(Interface markup and scripts)
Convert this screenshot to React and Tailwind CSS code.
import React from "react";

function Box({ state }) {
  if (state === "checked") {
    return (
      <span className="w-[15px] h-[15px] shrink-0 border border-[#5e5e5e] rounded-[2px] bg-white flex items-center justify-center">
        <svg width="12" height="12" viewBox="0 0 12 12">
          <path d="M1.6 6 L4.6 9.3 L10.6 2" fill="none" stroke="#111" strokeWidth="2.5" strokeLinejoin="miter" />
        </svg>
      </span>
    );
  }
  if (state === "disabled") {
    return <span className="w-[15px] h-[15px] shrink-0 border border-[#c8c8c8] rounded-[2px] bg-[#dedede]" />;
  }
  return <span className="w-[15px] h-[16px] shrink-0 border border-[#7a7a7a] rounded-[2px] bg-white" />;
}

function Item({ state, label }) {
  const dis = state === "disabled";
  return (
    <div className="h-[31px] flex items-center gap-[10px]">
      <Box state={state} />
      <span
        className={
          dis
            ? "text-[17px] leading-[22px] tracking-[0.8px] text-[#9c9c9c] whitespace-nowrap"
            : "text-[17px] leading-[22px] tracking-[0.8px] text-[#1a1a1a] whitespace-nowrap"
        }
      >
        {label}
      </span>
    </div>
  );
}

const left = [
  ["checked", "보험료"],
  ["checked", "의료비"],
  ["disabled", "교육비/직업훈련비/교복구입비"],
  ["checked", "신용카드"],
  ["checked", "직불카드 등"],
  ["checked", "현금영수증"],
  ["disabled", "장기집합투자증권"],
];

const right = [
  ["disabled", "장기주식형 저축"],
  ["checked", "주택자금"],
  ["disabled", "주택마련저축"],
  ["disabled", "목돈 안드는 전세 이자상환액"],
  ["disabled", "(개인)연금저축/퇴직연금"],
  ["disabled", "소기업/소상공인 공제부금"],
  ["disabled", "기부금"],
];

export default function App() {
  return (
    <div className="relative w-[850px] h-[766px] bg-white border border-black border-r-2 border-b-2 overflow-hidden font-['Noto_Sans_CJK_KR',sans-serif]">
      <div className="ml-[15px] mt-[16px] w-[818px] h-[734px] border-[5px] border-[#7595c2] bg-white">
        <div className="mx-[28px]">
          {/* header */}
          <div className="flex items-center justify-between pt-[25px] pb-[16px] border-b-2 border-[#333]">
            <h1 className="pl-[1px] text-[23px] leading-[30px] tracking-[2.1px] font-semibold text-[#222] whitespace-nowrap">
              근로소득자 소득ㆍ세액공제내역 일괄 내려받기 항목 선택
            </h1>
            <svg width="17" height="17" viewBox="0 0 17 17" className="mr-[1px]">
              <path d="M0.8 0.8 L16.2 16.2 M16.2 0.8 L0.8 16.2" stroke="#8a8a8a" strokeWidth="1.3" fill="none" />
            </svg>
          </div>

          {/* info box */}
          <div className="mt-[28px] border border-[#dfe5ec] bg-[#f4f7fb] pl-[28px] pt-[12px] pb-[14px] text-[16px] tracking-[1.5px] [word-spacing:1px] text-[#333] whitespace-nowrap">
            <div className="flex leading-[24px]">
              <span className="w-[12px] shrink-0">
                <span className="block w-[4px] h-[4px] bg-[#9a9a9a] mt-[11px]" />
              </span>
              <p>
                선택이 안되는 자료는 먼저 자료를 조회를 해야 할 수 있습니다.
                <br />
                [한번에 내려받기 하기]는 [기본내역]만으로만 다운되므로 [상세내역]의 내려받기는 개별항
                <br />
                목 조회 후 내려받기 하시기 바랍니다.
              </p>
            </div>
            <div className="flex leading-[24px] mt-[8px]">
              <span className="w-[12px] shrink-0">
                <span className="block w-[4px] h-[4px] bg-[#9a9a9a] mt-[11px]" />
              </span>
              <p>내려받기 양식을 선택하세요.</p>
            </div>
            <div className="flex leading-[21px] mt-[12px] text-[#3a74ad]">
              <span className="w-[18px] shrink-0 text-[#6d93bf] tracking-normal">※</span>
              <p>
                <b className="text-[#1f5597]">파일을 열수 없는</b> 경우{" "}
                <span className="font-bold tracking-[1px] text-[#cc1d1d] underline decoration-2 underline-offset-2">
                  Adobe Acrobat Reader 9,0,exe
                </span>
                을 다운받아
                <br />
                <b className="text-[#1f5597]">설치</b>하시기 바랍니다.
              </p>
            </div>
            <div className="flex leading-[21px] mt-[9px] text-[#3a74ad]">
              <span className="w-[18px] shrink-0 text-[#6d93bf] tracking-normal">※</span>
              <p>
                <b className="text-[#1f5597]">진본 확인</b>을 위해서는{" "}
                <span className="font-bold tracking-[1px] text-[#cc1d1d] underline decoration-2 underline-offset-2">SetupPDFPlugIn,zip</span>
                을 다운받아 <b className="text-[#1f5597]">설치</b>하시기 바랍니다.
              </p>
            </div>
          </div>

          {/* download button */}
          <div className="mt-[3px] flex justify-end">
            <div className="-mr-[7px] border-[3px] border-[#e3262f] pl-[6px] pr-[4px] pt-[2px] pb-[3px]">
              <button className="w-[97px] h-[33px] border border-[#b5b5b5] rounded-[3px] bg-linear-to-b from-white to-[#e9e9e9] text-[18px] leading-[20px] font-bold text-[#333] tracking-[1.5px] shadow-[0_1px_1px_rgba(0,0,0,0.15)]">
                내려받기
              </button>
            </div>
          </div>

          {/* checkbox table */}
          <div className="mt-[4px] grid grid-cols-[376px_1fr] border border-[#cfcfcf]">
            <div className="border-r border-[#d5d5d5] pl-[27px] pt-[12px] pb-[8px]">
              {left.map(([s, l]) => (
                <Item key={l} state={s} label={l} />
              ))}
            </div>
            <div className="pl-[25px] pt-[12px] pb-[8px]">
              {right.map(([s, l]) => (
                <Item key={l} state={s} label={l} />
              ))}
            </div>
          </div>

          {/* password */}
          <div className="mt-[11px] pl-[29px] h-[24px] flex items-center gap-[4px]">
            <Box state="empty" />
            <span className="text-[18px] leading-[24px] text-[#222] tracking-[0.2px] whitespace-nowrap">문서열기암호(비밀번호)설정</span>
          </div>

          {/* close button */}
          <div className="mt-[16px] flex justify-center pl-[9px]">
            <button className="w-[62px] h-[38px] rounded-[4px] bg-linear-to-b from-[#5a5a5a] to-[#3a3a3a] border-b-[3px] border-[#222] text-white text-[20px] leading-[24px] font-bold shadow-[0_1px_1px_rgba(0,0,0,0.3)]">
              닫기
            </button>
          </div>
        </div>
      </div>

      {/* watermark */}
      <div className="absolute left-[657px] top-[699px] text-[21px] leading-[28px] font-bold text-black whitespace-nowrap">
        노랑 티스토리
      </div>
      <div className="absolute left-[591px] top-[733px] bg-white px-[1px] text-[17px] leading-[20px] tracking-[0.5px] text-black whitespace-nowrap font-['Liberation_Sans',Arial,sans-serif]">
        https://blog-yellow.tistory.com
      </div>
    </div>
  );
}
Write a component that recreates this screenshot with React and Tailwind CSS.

= Task instructions =
Give back exactly the material above from its opening line to the line bearing "import React from".

= Written solution =
Convert this screenshot to React and Tailwind CSS code.
import React from "react";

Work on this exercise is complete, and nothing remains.